Other works include a novel, “The Antarctic Scoop,” about a young girl who uncovers a plot to ruin the continent, and a non-fiction collection of stories, “The Breath of Seals: Adventures in Fear and Grace.”

“This book explores my relationship to the wild, the meaning of fear, and the experience of grace,” Bledsoe said of the last book. “The opportunity to experience a place so extreme, and therefore to feel so intimately what it means to be human, can only be a good thing for a writer.”

The following is an excerpt from the kids’ book, “How to Survive in Antarctica”:

Antarctic Challenge: How to Use the Bucket

The bathroom facilities in most field camps are quite primitive. At Cape Royds, there’s a bucket. Yep, just a bucket sitting in the open air.

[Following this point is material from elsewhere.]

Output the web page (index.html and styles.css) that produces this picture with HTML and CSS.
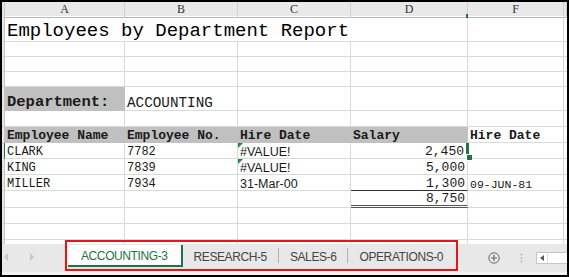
FILE: index.html
```html
<!DOCTYPE html>
<html lang="en">
  <head>
    <meta charset="UTF-8" />
    <title>Employees by Department Report</title>
    <link rel="stylesheet" href="styles.css">
  </head>
  <body>
    <div class="window">
      <!-- Sheet grid -->
      <div class="sheet">
        <div class="row heads">
          <div class="rh"></div>
          <div class="ch">A</div>
          <div class="ch">B</div>
          <div class="ch">C</div>
          <div class="ch ch-mark">D</div>
          <div class="ch">F</div>
          <div class="ch"></div>
        </div>
        <div class="row tall">
          <div class="rh"></div>
          <div class="c title">Employees by Department Report</div>
          <div class="c"></div>
          <div class="c"></div>
        </div>
        <div class="row short">
          <div class="rh"></div>
          <div class="c"></div><div class="c"></div><div class="c"></div>
          <div class="c"></div><div class="c"></div><div class="c"></div>
        </div>
        <div class="row short">
          <div class="rh"></div>
          <div class="c"></div><div class="c"></div><div class="c"></div>
          <div class="c"></div><div class="c"></div><div class="c"></div>
        </div>
        <div class="row short">
          <div class="rh"></div>
          <div class="c"></div><div class="c"></div><div class="c"></div>
          <div class="c"></div><div class="c"></div><div class="c"></div>
        </div>
        <div class="row dept">
          <div class="rh"></div>
          <div class="c fill dept-label">Department:</div>
          <div class="c dept-name">ACCOUNTING</div>
          <div class="c"></div><div class="c"></div><div class="c"></div><div class="c"></div>
        </div>
        <div class="row">
          <div class="rh"></div>
          <div class="c"></div><div class="c"></div><div class="c"></div>
          <div class="c"></div><div class="c"></div><div class="c"></div>
        </div>
        <div class="row">
          <div class="rh"></div>
          <div class="c fill th">Employee Name</div>
          <div class="c fill th">Employee No.</div>
          <div class="c fill th">Hire Date</div>
          <div class="c fill th">Salary</div>
          <div class="c th">Hire Date</div>
          <div class="c"></div>
        </div>
        <div class="row">
          <div class="rh on"></div>
          <div class="c">CLARK</div>
          <div class="c">7782</div>
          <div class="c sans err">#VALUE!</div>
          <div class="c num active">2,450</div>
          <div class="c sel"></div>
          <div class="c"></div>
        </div>
        <div class="row">
          <div class="rh"></div>
          <div class="c">KING</div>
          <div class="c">7839</div>
          <div class="c sans err">#VALUE!</div>
          <div class="c num">5,000</div>
          <div class="c"></div>
          <div class="c"></div>
        </div>
        <div class="row">
          <div class="rh"></div>
          <div class="c">MILLER</div>
          <div class="c">7934</div>
          <div class="c sans">31-Mar-00</div>
          <div class="c num sub">1,300</div>
          <div class="c small">09-JUN-81</div>
          <div class="c"></div>
        </div>
        <div class="row total">
          <div class="rh"></div>
          <div class="c"></div><div class="c"></div><div class="c"></div>
          <div class="c num sum">8,750</div>
          <div class="c"></div><div class="c"></div>
        </div>
        <div class="row">
          <div class="rh"></div>
          <div class="c"></div><div class="c"></div><div class="c"></div>
          <div class="c"></div><div class="c"></div><div class="c"></div>
        </div>
        <div class="row">
          <div class="rh"></div>
          <div class="c"></div><div class="c"></div><div class="c"></div>
          <div class="c"></div><div class="c"></div><div class="c"></div>
        </div>
        <div class="row cut">
          <div class="rh"></div>
          <div class="c"></div><div class="c"></div><div class="c"></div>
          <div class="c"></div><div class="c"></div><div class="c"></div>
        </div>
      </div>

      <!-- Sheet tabs -->
      <div class="tabbar">
        <div class="nav">
          <svg width="63" height="28" viewBox="0 0 63 28">
            <polygon points="6,9 2,13 6,17" fill="#c6c6c6" />
            <polygon points="28,9 32,13 28,17" fill="#c6c6c6" />
          </svg>
        </div>
        <div class="tabs">
          <div class="tab active">ACCOUNTING-3</div>
          <div class="tab">RESEARCH-5</div>
          <div class="sep"></div>
          <div class="tab">SALES-6</div>
          <div class="sep"></div>
          <div class="tab">OPERATIONS-0</div>
        </div>
        <div class="add">
          <svg width="12" height="12" viewBox="0 0 12 12">
            <circle cx="6" cy="6" r="5.2" fill="none" stroke="#6a6a6a" stroke-width="1" />
            <path d="M6 3v6M3 6h6" stroke="#6a6a6a" stroke-width="1.2" />
          </svg>
        </div>
        <div class="grip">
          <svg width="3" height="10" viewBox="0 0 3 10">
            <circle cx="1.5" cy="1.5" r="0.9" fill="#b4b4b4" />
            <circle cx="1.5" cy="5" r="0.9" fill="#b4b4b4" />
            <circle cx="1.5" cy="8.5" r="0.9" fill="#b4b4b4" />
          </svg>
        </div>
        <div class="hscroll">
          <div class="hs-btn">
            <svg width="4" height="6" viewBox="0 0 4 6">
              <polygon points="4,0 0,3 4,6" fill="#555" />
            </svg>
          </div>
        </div>
      </div>
      <div class="status"></div>
    </div>
  </body>
</html>
```

FILE: styles.css
```css
* {
  margin: 0;
  padding: 0;
  box-sizing: border-box;
}

body {
  background: #fff;
  font-family: "Liberation Mono", monospace;
}

.window {
  width: 569px;
  height: 277px;
  border: 2px solid #000;
  overflow: hidden;
  background: #fff;
}

/* Grid rows */
.row {
  display: grid;
  grid-template-columns: 3px 120px 113px 113px 117px 96px 1fr;
  height: 16px;
}

.row.heads {
  height: 14px;
  background: #e9e9e9;
}

.row.tall {
  height: 26px;
}

.row.short {
  height: 15px;
}

.row.dept {
  height: 24px;
}

.row.total {
  height: 17px;
}

.row.cut {
  height: 4px;
}

.rh {
  background: #e6e6e6;
  border-right: 1px solid #c4c4c4;
  border-bottom: 1px solid #d2d2d2;
}

.rh.on {
  border-right-color: #217346;
}

.ch {
  display: flex;
  align-items: center;
  justify-content: center;
  border-right: 1px solid #d0d0d0;
  border-bottom: 1px solid #b9b9b9;
  font-family: "Liberation Serif", serif;
  font-size: 12px;
  color: #333;
}

.ch-mark {
  position: relative;
}

.ch-mark::after {
  content: "";
  position: absolute;
  right: -1px;
  bottom: -1px;
  width: 2px;
  height: 4px;
  background: #217346;
}

.c {
  display: flex;
  align-items: flex-end;
  padding: 0 2px;
  border-right: 1px solid #dadada;
  border-bottom: 1px solid #dadada;
  font-size: 12px;
  line-height: 1;
  color: #1a1a1a;
  white-space: nowrap;
}

.row.cut .c {
  border-bottom: none;
}

.title {
  grid-column: span 4;
  font-size: 19px;
  color: #000;
}

.fill {
  background: #c0c0c0;
  border-color: #c0c0c0;
}

.dept-label {
  font-size: 15.5px;
  font-weight: bold;
}

.dept-name {
  font-size: 14.3px;
}

.th {
  font-size: 13px;
  font-weight: bold;
}

.sans {
  font-family: "Liberation Sans", sans-serif;
  font-size: 12.5px;
}

.err {
  position: relative;
}

.err::before {
  content: "";
  position: absolute;
  top: 0;
  left: 0;
  border-top: 5px solid #1e8a3e;
  border-right: 5px solid transparent;
}

.num {
  justify-content: flex-end;
  font-size: 13px;
}

.small {
  font-size: 11.5px;
}

.sub {
  border-bottom-color: #333;
}

.sum {
  border-bottom: 3px double #555;
}

/* active (hidden column E) cell */
.active {
  border-right: 2px solid #217346;
}

.sel {
  position: relative;
  box-shadow: inset 1px 0 0 #217346;
}

.sel::after {
  content: "";
  position: absolute;
  left: -2px;
  bottom: -3px;
  width: 5px;
  height: 5px;
  background: #217346;
  border: 1px solid #fff;
}

/* Sheet tabs */
.tabbar {
  display: flex;
  align-items: flex-start;
  height: 28px;
  background: #e8e8e8;
}

.nav {
  width: 63px;
  height: 28px;
}

.tabs {
  position: relative;
  display: flex;
  align-items: flex-start;
  height: 31px;
  margin-top: -4px;
  padding: 3px 2px 0 1px;
  border: 2px solid #e8141a;
  font-family: "Liberation Sans", sans-serif;
  font-size: 12px;
  letter-spacing: -0.4px;
}

.tab {
  display: flex;
  align-items: center;
  height: 22px;
  padding: 1px 11px 0;
  color: #444;
}

.tab.active {
  padding: 1px 13px 0;
  background: #fff;
  color: #217346;
  border-bottom: 2px solid #217346;
}

.sep {
  width: 1px;
  height: 15px;
  margin-top: 3px;
  background: #b3b3b3;
}

.add {
  display: flex;
  margin: 8px 0 0 30px;
}

.grip {
  display: flex;
  margin: 9px 0 0 20px;
}

.hscroll {
  flex: 1;
  display: flex;
  height: 12px;
  margin: 8px 0 0 13px;
  background: #fff;
  border: 1px solid #c6c6c6;
  border-right: none;
}

.hs-btn {
  display: flex;
  align-items: center;
  justify-content: center;
  width: 11px;
  border-right: 1px solid #dcdcdc;
}

.status {
  height: 3px;
  background: #f2f2f2;
}
```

So there you are with the wind howling at 30 miles an hour bringing a wind chill of – 20? F. You’re wearing five layers of clothing: long underwear, a fleece jumpsuit, a fleece sweater, wind pants with suspenders, and a down parka. You have at least three big problems. One, getting all those layers of clothes off (the jumpsuit and suspenders are major obstacles). Two, making sure your clothes don’t blow away in that wind. Three, not freezing to death. If you’re modest, you have a fourth problem: Nothing shields the bucket from view of other people and the penguins.

Here’s what you do. First, find a few rocks and set them next to the bucket. As you strip off your layers, place them under the rocks so they don’t blow away. Use the bucket fast. Get dressed very fast. To not get dangerously cold, you need to do all this in ten seconds or less. Good luck.

Think you’re finished? Not so fast. All human waste is flown back to the United States so that the continent does not get contaminated. So before retreating to the warmth of your tent, you have to carry the bucket over to a big barrel and empty it. It’s best to wait for a moment when the wind isn’t gusting.